◆ EXERCISE
Which lines below hold the word "that"? Report each one.
[BEGIN ITEMS]
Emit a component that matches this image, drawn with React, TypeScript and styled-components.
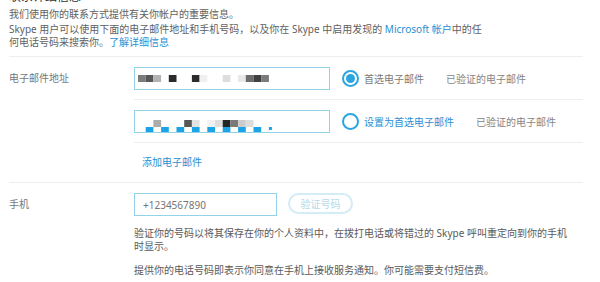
[END ITEMS]
[BEGIN ITEMS]
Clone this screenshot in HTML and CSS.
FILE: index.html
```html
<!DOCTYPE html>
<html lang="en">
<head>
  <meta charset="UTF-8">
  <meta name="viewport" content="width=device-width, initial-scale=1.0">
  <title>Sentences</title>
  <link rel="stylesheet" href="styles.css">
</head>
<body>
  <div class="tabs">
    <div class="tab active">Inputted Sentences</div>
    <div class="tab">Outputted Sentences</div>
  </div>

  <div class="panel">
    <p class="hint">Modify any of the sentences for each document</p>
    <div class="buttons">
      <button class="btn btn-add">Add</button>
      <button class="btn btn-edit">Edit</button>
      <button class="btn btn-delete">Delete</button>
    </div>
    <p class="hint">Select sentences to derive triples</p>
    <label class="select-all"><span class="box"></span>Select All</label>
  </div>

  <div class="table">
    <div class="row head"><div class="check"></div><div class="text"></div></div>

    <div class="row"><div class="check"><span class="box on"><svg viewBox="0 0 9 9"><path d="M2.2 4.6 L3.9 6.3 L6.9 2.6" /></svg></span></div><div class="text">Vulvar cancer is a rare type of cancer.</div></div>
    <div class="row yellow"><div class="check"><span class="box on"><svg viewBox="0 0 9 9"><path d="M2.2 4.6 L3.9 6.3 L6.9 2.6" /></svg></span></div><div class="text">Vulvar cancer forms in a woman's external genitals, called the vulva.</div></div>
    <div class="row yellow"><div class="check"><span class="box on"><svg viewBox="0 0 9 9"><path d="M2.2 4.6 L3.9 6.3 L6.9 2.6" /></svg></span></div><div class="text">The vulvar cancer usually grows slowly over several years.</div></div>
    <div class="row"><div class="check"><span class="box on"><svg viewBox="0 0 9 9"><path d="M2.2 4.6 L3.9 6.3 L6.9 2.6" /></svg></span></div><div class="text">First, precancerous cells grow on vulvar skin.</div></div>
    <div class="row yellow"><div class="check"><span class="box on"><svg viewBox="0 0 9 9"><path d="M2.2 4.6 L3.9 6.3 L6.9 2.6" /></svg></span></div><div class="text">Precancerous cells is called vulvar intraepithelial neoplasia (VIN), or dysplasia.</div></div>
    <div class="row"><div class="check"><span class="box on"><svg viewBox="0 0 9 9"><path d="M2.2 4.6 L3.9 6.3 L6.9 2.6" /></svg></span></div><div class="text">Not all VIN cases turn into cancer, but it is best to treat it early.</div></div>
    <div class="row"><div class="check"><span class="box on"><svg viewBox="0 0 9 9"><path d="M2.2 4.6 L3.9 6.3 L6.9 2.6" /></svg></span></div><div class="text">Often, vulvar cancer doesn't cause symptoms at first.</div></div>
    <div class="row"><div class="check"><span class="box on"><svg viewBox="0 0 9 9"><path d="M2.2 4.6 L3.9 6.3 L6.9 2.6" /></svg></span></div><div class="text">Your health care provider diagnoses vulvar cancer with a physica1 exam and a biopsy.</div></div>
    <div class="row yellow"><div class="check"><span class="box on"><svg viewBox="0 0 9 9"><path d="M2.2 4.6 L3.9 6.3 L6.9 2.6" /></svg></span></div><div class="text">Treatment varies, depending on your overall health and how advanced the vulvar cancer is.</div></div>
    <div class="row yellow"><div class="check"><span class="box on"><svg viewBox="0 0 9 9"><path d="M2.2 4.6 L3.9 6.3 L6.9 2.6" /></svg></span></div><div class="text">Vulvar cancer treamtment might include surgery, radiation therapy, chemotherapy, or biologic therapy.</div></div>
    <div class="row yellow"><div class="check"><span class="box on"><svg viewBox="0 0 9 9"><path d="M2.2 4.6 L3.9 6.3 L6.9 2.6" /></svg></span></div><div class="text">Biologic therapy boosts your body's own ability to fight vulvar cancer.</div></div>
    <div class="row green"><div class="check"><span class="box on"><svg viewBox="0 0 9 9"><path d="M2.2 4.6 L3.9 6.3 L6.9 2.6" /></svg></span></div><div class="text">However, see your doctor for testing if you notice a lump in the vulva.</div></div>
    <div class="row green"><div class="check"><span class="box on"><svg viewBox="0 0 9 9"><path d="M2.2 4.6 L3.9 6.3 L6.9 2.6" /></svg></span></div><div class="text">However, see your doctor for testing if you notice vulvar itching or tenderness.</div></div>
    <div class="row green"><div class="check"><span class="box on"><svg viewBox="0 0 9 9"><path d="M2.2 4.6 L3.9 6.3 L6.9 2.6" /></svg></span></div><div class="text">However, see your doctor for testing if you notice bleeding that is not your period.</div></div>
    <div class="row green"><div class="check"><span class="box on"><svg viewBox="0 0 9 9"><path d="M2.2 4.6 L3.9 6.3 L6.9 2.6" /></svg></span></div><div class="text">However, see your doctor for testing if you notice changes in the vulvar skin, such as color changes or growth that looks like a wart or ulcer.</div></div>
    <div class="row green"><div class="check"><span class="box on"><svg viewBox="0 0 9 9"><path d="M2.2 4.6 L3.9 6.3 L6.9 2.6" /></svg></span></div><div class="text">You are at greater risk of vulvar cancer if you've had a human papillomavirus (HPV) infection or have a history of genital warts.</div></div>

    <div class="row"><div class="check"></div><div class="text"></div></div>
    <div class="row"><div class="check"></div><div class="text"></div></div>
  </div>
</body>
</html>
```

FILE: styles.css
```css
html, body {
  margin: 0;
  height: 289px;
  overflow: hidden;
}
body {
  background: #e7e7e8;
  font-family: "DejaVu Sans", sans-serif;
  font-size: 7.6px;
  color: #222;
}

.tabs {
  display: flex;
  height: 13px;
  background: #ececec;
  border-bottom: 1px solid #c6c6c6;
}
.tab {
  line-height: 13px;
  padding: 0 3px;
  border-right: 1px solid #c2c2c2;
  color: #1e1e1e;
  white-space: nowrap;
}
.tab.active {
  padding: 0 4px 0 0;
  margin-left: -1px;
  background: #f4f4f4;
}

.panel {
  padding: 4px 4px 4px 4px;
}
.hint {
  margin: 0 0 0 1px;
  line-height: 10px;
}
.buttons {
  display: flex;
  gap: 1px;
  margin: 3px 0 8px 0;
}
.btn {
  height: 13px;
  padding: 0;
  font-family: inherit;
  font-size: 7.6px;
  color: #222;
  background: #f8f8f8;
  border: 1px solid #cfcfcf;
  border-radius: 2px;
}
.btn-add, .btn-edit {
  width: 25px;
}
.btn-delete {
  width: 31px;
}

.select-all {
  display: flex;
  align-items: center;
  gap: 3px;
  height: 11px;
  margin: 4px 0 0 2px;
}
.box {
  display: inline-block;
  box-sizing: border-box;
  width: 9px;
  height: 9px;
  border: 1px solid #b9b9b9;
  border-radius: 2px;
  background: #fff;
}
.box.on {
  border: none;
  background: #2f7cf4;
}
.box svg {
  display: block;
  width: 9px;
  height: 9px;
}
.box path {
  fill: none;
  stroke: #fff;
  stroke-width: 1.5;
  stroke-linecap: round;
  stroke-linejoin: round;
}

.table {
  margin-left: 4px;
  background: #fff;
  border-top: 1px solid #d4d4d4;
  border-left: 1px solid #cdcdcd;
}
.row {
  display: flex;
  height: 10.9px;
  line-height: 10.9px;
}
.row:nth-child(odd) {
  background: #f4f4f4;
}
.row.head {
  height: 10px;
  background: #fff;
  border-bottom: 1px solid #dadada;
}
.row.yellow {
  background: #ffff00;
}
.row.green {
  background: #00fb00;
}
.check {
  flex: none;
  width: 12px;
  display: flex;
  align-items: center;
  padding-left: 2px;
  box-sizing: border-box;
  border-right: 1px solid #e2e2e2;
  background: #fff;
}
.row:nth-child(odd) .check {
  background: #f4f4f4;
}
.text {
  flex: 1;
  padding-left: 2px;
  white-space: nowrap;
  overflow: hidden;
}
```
[END ITEMS]
◆ WRITTEN RESPONSE
Emit a component that matches this image, drawn with React, TypeScript and styled-components.
    <div class="row green"><div class="check"><span class="box on"><svg viewBox="0 0 9 9"><path d="M2.2 4.6 L3.9 6.3 L6.9 2.6" /></svg></span></div><div class="text">However, see your doctor for testing if you notice bleeding that is not your period.</div></div>
    <div class="row green"><div class="check"><span class="box on"><svg viewBox="0 0 9 9"><path d="M2.2 4.6 L3.9 6.3 L6.9 2.6" /></svg></span></div><div class="text">However, see your doctor for testing if you notice changes in the vulvar skin, such as color changes or growth that looks like a wart or ulcer.</div></div>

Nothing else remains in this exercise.